Short problem: Return each line of the listing that contains the string "components".

Supplied records:
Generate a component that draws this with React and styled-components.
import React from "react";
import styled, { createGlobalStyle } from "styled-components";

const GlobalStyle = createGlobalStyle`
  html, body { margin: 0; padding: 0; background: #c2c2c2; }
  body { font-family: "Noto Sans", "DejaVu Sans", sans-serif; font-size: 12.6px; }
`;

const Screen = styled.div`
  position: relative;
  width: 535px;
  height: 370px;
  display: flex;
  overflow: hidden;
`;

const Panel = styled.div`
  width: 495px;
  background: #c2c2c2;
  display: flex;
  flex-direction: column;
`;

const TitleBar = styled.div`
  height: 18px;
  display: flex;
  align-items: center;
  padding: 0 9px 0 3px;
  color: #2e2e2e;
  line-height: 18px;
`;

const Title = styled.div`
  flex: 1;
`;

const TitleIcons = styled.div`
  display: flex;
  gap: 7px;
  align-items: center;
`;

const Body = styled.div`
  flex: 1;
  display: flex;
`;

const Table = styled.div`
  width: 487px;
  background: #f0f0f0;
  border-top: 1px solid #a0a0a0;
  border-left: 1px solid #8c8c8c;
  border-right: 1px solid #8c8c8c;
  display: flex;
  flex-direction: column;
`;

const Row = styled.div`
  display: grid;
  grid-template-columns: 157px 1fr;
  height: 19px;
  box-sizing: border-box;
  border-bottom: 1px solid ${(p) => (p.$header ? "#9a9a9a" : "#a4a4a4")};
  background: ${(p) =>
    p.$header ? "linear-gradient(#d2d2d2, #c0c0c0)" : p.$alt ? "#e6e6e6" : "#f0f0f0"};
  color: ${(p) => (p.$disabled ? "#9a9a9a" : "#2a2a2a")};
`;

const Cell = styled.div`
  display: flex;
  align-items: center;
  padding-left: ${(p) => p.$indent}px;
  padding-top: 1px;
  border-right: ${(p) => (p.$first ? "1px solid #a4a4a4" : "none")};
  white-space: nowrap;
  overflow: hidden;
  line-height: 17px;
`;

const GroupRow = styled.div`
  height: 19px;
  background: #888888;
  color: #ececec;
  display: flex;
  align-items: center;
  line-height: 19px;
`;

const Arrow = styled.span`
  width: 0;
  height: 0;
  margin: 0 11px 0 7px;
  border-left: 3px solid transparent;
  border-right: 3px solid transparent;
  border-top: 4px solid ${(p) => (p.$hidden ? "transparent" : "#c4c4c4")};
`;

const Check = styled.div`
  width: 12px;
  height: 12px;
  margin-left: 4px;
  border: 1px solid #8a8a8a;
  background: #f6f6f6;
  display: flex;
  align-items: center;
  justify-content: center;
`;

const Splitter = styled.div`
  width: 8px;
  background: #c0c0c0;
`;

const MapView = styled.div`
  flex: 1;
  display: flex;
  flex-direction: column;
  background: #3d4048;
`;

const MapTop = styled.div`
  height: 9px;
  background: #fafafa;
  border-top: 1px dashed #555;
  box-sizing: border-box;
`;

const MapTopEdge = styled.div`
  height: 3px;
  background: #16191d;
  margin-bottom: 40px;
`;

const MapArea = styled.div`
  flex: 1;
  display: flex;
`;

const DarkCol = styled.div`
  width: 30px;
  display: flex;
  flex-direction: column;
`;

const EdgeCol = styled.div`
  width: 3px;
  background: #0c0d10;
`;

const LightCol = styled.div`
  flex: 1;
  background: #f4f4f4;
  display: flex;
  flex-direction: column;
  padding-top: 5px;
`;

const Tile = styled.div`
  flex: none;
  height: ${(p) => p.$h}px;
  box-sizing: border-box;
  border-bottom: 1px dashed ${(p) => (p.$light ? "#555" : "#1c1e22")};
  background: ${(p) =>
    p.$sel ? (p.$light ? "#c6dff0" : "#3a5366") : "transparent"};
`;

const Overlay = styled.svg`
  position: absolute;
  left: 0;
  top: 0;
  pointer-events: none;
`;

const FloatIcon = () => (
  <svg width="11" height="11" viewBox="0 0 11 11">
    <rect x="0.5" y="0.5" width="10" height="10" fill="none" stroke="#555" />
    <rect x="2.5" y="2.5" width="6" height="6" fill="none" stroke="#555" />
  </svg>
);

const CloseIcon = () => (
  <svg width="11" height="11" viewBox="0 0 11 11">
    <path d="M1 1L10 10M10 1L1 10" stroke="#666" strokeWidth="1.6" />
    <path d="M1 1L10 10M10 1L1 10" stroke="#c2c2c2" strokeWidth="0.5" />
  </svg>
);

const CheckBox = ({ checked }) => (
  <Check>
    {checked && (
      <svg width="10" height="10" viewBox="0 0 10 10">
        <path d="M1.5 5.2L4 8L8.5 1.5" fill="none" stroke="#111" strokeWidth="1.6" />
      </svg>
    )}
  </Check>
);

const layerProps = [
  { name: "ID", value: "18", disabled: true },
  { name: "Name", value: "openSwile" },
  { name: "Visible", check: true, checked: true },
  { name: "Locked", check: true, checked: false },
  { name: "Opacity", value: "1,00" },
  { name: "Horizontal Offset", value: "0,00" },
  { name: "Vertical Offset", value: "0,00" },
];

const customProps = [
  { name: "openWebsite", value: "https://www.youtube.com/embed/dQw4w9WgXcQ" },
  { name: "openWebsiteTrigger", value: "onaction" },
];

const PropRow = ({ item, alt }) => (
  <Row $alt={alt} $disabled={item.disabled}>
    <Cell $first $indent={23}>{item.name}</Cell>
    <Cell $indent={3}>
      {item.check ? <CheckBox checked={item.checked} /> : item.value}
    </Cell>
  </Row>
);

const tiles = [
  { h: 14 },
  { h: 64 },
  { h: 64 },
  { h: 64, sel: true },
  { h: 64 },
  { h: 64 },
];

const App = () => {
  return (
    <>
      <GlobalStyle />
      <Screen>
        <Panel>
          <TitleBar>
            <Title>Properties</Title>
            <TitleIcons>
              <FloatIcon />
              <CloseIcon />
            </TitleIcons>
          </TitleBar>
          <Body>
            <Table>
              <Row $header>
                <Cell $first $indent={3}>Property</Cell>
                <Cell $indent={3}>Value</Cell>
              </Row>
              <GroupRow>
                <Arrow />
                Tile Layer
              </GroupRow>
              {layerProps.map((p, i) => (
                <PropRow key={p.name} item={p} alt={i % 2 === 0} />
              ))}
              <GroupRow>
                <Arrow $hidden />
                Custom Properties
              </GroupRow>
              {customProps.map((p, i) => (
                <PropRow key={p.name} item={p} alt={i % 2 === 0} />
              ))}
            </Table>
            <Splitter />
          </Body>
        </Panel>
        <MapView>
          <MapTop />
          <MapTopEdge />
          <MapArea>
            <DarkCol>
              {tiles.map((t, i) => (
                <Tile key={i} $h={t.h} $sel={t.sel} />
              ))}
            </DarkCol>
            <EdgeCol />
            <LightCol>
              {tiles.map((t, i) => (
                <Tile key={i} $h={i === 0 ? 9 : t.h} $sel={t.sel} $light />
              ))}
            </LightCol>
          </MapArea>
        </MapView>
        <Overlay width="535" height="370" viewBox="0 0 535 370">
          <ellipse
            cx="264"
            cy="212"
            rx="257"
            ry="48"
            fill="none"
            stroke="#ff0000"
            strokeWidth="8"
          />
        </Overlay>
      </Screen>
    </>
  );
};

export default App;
* * *
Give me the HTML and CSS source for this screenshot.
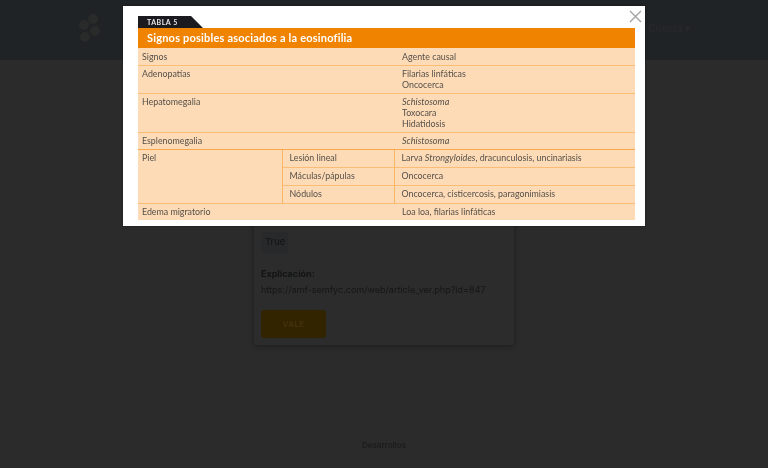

Answer in full:
Generate a component that draws this with React and styled-components.
import styled, { createGlobalStyle } from "styled-components";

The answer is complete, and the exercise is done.